Solche Aussetzungen dürften allerdings künftig noch seltener passieren, glaubt der evangelische Pfarrer Rafael Nikodemus, Moderator des FFiNW: „Wir hören von den Leitern der Ausländerbehörden, dass der Druck seitens des Bundes sehr hoch ist, abzuschieben. Es wird von ihnen erwartet, dass mehr und zügiger abgeschoben wird.“ Dafür dürfte es immer öfter zu Komplikationen und Eskalationen bei den Abschiebungen kommen, „davon kann man ausgehen“, so Nikodemus.
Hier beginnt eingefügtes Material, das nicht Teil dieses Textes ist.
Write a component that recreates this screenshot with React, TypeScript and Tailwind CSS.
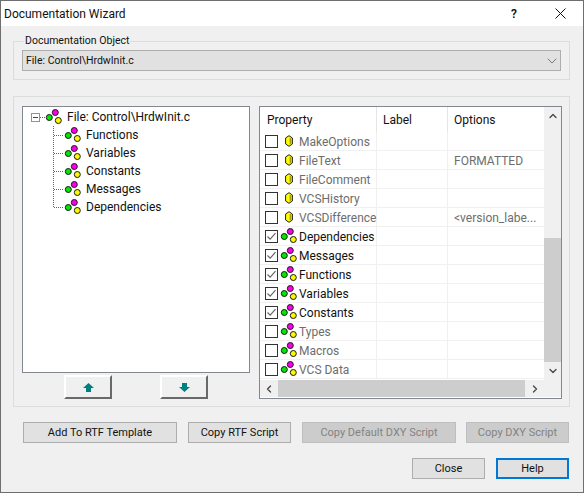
import React from 'react';
import { ChevronDown, ChevronUp, ChevronLeft, ChevronRight } from 'lucide-react';

// Magenta/green/yellow node glyph used by the tree and the property list
const NodeIcon = () => (
  <svg width="17" height="16" viewBox="0 0 17 16" className="shrink-0">
    <circle cx="4.3" cy="8.5" r="3" fill="#00e800" stroke="#1a1a1a" strokeWidth="1" />
    <circle cx="10.3" cy="3.5" r="3" fill="#f800e8" stroke="#1a1a1a" strokeWidth="1" />
    <circle cx="13.3" cy="11.5" r="3" fill="#fcf800" stroke="#1a1a1a" strokeWidth="1" />
  </svg>
);

const HexIcon = () => (
  <svg width="8" height="12" viewBox="0 0 8 12" className="shrink-0">
    <path d="M4 .7 L7.4 3 V9 L4 11.3 L.6 9 V3 Z" fill="#ffff00" stroke="#222" strokeWidth="1" />
    <path d="M4.6 2.4 L6.4 3.6 V8.4 L4.6 9.6 Z" fill="#a8a000" />
  </svg>
);

const Connector = ({ last }: { last: boolean }) => (
  <svg width="11" height="18" className="shrink-0">
    <line x1="0.5" y1="0" x2="0.5" y2={last ? 9 : 18} stroke="#666" strokeDasharray="1 1" />
    <line x1="1" y1="9.5" x2="11" y2="9.5" stroke="#666" strokeDasharray="1 1" />
  </svg>
);

const Check = ({ on }: { on: boolean }) => (
  <div className="w-[13px] h-[13px] border border-[#333] bg-white shrink-0 flex items-center justify-center">
    {on && (
      <svg width="11" height="11" viewBox="0 0 11 11">
        <path d="M1.5 5.5 L4.2 8.2 L9.5 2.2" stroke="#666" strokeWidth="1.2" fill="none" />
      </svg>
    )}
  </div>
);

type Row = { name: string; hex?: boolean; on?: boolean; opt?: string };

const rows: Row[] = [
  { name: 'MakeOptions', hex: true },
  { name: 'FileText', hex: true, opt: 'FORMATTED' },
  { name: 'FileComment', hex: true },
  { name: 'VCSHistory', hex: true },
  { name: 'VCSDifference', hex: true, opt: '<version_labe...' },
  { name: 'Dependencies', on: true },
  { name: 'Messages', on: true },
  { name: 'Functions', on: true },
  { name: 'Variables', on: true },
  { name: 'Constants', on: true },
  { name: 'Types' },
  { name: 'Macros' },
  { name: 'VCS Data' },
];

const treeKids = ['Functions', 'Variables', 'Constants', 'Messages', 'Dependencies'];

const WinButton = ({ label, width, disabled, focused }: { label: string; width: string; disabled?: boolean; focused?: boolean }) => (
  <div
    className={`h-[21px] shrink-0 flex items-center justify-center text-[11px] ${width} ${
      disabled
        ? 'bg-[#cccccc] border border-[#bfbfbf] text-[#838383]'
        : focused
          ? 'bg-[#e1e1e1] border-2 border-[#0078d7]'
          : 'bg-[#e1e1e1] border border-[#adadad]'
    }`}
  >
    {label}
  </div>
);

const ArrowButton = ({ d }: { d: string }) => (
  <div className="w-[48px] h-[24px] bg-[#f0f0f0] border-2 border-t-white border-l-white border-r-[#696969] border-b-[#696969] flex items-center justify-center">
    <svg width="11" height="9" viewBox="0 0 11 9">
      <path d={d} fill="#008080" />
    </svg>
  </div>
);

const App: React.FC = () => {
  return (
    <div className="w-[584px] h-[493px] box-border border border-[#6f6f6f] bg-[#f0f0f0] overflow-hidden text-[12px] leading-[16px] text-[#111] font-['Roboto',sans-serif] flex flex-col">
      {/* Title bar */}
      <div className="h-[25px] shrink-0 bg-white flex items-center pl-[3px]">
        <span className="flex-1">Documentation Wizard</span>
        <span className="w-[46px] text-center font-semibold">?</span>
        <svg width="11" height="11" viewBox="0 0 11 11" className="ml-[18px] mr-[17px]">
          <path d="M.5 .5 L10.5 10.5 M10.5 .5 L.5 10.5" stroke="#111" strokeWidth="1" />
        </svg>
      </div>

      {/* Documentation Object */}
      <div className="mt-[15px] ml-[12px] w-[557px] h-[39px] shrink-0 border border-[#dcdcdc] px-[8px] text-[10.5px]">
        <div className="-mt-[9px] ml-[2px] w-fit px-[1px] h-[16px] bg-[#f0f0f0]">Documentation Object</div>
        <div className="mt-[1px] h-[21px] bg-[#e1e1e1] border border-[#adadad] flex items-center justify-between pl-[3px]">
          <span>File: Control\HrdwInit.c</span>
          <ChevronDown size={16} strokeWidth={1} className="text-[#444]" />
        </div>
      </div>

      {/* Tree + property list */}
      <div className="mt-[16px] ml-[12px] w-[557px] h-[311px] shrink-0 border border-[#dcdcdc] pt-[9px] pl-[8px] flex gap-[9px]">
        <div className="w-[228px] flex flex-col">
          <div className="h-[267px] bg-white border border-[#828790] pl-[8px] pt-[1px]">
            <div className="h-[18px] flex items-center">
              <div className="w-[9px] h-[9px] border border-[#8a93a8] flex items-center justify-center shrink-0">
                <div className="w-[5px] h-px bg-[#2a4a90]" />
              </div>
              <div className="w-[5px] border-t border-dotted border-[#666]" />
              <NodeIcon />
              <span className="ml-[5px]">File: Control\HrdwInit.c</span>
            </div>
            {treeKids.map((t, i) => (
              <div key={t} className="h-[18px] flex items-center pl-[22px]">
                <Connector last={i === treeKids.length - 1} />
                <NodeIcon />
                <span className="ml-[5px]">{t}</span>
              </div>
            ))}
          </div>
          <div className="mt-[2px] flex gap-[48px] pl-[42px]">
            <ArrowButton d="M5.5 0 L11 5 H8 V9 H3 V5 H0 Z" />
            <ArrowButton d="M3 0 H8 V4 H11 L5.5 9 L0 4 H3 Z" />
          </div>
        </div>

        <div className="w-[303px] h-[293px] bg-white border border-[#828790] flex flex-col">
          <div className="flex flex-1 min-h-0">
            <div className="w-[284px] shrink-0">
              {/* Header */}
              <div className="h-[25px] flex items-center">
                <div className="w-[117px] h-full pl-[7px] pt-[1px] flex items-center border-r border-[#e5e5e5]">Property</div>
                <div className="w-[71px] h-full pl-[6px] pt-[1px] flex items-center border-r border-[#e5e5e5]">Label</div>
                <div className="pl-[6px] pt-[1px]">Options</div>
              </div>
              {rows.map((r) => (
                <div key={r.name} className="h-[19px] box-border flex border-b border-[#f0f0f0]">
                  <div className="w-[117px] flex items-center border-r border-[#f0f0f0] pl-[5px]">
                    <Check on={!!r.on} />
                    {r.hex ? (
                      <div className="ml-[7px] mr-[6px]">
                        <HexIcon />
                      </div>
                    ) : (
                      <div className="ml-[2px] mr-[2px]">
                        <NodeIcon />
                      </div>
                    )}
                    <span className={r.on ? 'pt-[1px]' : 'pt-[1px] text-[#6d6d6d]'}>{r.name}</span>
                  </div>
                  <div className="w-[71px] border-r border-[#f0f0f0]" />
                  <div className="flex-1 pl-[6px] pt-[1px] flex items-center text-[#6d6d6d] whitespace-nowrap overflow-hidden">{r.opt}</div>
                </div>
              ))}
            </div>
            {/* Vertical scrollbar */}
            <div className="w-[17px] flex flex-col items-center bg-[#f0f0f0] text-[#444]">
              <div className="h-[17px] flex items-center justify-center">
                <ChevronUp size={12} strokeWidth={2.5} />
              </div>
              <div className="h-[114px] shrink-0" />
              <div className="w-full h-[124px] shrink-0 bg-[#cdcdcd]" />
              <div className="h-[17px] flex items-center justify-center">
                <ChevronDown size={12} strokeWidth={2.5} />
              </div>
            </div>
          </div>
          {/* Horizontal scrollbar */}
          <div className="h-[17px] shrink-0 mb-px flex items-center bg-[#f0f0f0] text-[#444]">
            <div className="w-[18px] flex justify-center">
              <ChevronLeft size={12} strokeWidth={2.5} />
            </div>
            <div className="w-[247px] h-full bg-[#cdcdcd]" />
            <div className="w-[20px] flex justify-center">
              <ChevronRight size={12} strokeWidth={2.5} />
            </div>
          </div>
        </div>
      </div>

      {/* Bottom buttons */}
      <div className="mt-[15px] ml-[22px] flex gap-[10px]">
        <div className="flex gap-[11px]">
          <WinButton label="Add To RTF Template" width="w-[154px]" />
          <WinButton label="Copy RTF Script" width="w-[103px]" />
          <WinButton label="Copy Default DXY Script" width="w-[154px]" disabled />
        </div>
        <WinButton label="Copy DXY Script" width="w-[103px]" disabled />
      </div>
      <div className="mt-[15px] ml-[411px] flex gap-[11px]">
        <WinButton label="Close" width="w-[73px]" />
        <WinButton label="Help" width="w-[73px]" focused />
      </div>
    </div>
  );
};

export default App;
Tatsächlich gibt es bundesweit zahlreiche Berichte über unnötige Härte bei der Abholung ausreisepflichtiger Menschen durch Mitarbeiter der Ausländerbehörden. „Viele werden mit Stahlfesseln fixiert, obwohl sie gar keine Gegenwehr geleistet haben. Die Bundespolizei nimmt ihnen am Flughafen dann die Fesseln wieder ab, weil sie gar nicht nötig waren.“
Abschiebungen „so menschlich wie möglich gestalten“
„Wir bemühen uns darum, die Rückführung so menschlich wie möglich zu gestalten“, sagt Anja Kleimann von der Bundespolizei am Düsseldorfer Flughafen. Das Motto sei: „Keine Rückführung um jeden Preis.“ Zwangsmaßnahmen seien „eher selten“, und inzwischen habe man Räume mit Spielzeug für die Kinder eingerichtet, die auf ihren Abschiebeflug warten müssen.
Anders als bei der Bundespolizei, die die letzte Etappe des Abschiebevorgangs zum Flugzeug übernimmt, mangele es in den Ausländerbehörden oft an Schulungen etwa zur Deeskalation, heißt es bei der Abschiebungsbeobachtung. Denn eine gesetzliche Verpflichtung dazu gibt es nicht, lediglich Empfehlungen und kostenfreie Angebote vom Land.
Knackpunkt: Was auf dem Weg von der Abholung bis zum Flughafen passiert, davon bekommt die Öffentlichkeit in der Regel nichts mit. Die Aufgabe der Abschiebungsbeobachter ist nicht gesetzlich verankert, es gibt Übereinkommen etwa mit der Bundespolizei. „Deshalb fordern wir klar, dass ein flächendeckendes Monitoring für den gesamten Abschiebungsvollzug gesetzlich verankert wird“, sagt Judith Fisch. Tatsächlich sieht das die EU-Rückführungsrichtlinie bereits seit 2008 vor – nur hält sich Deutschland nicht daran.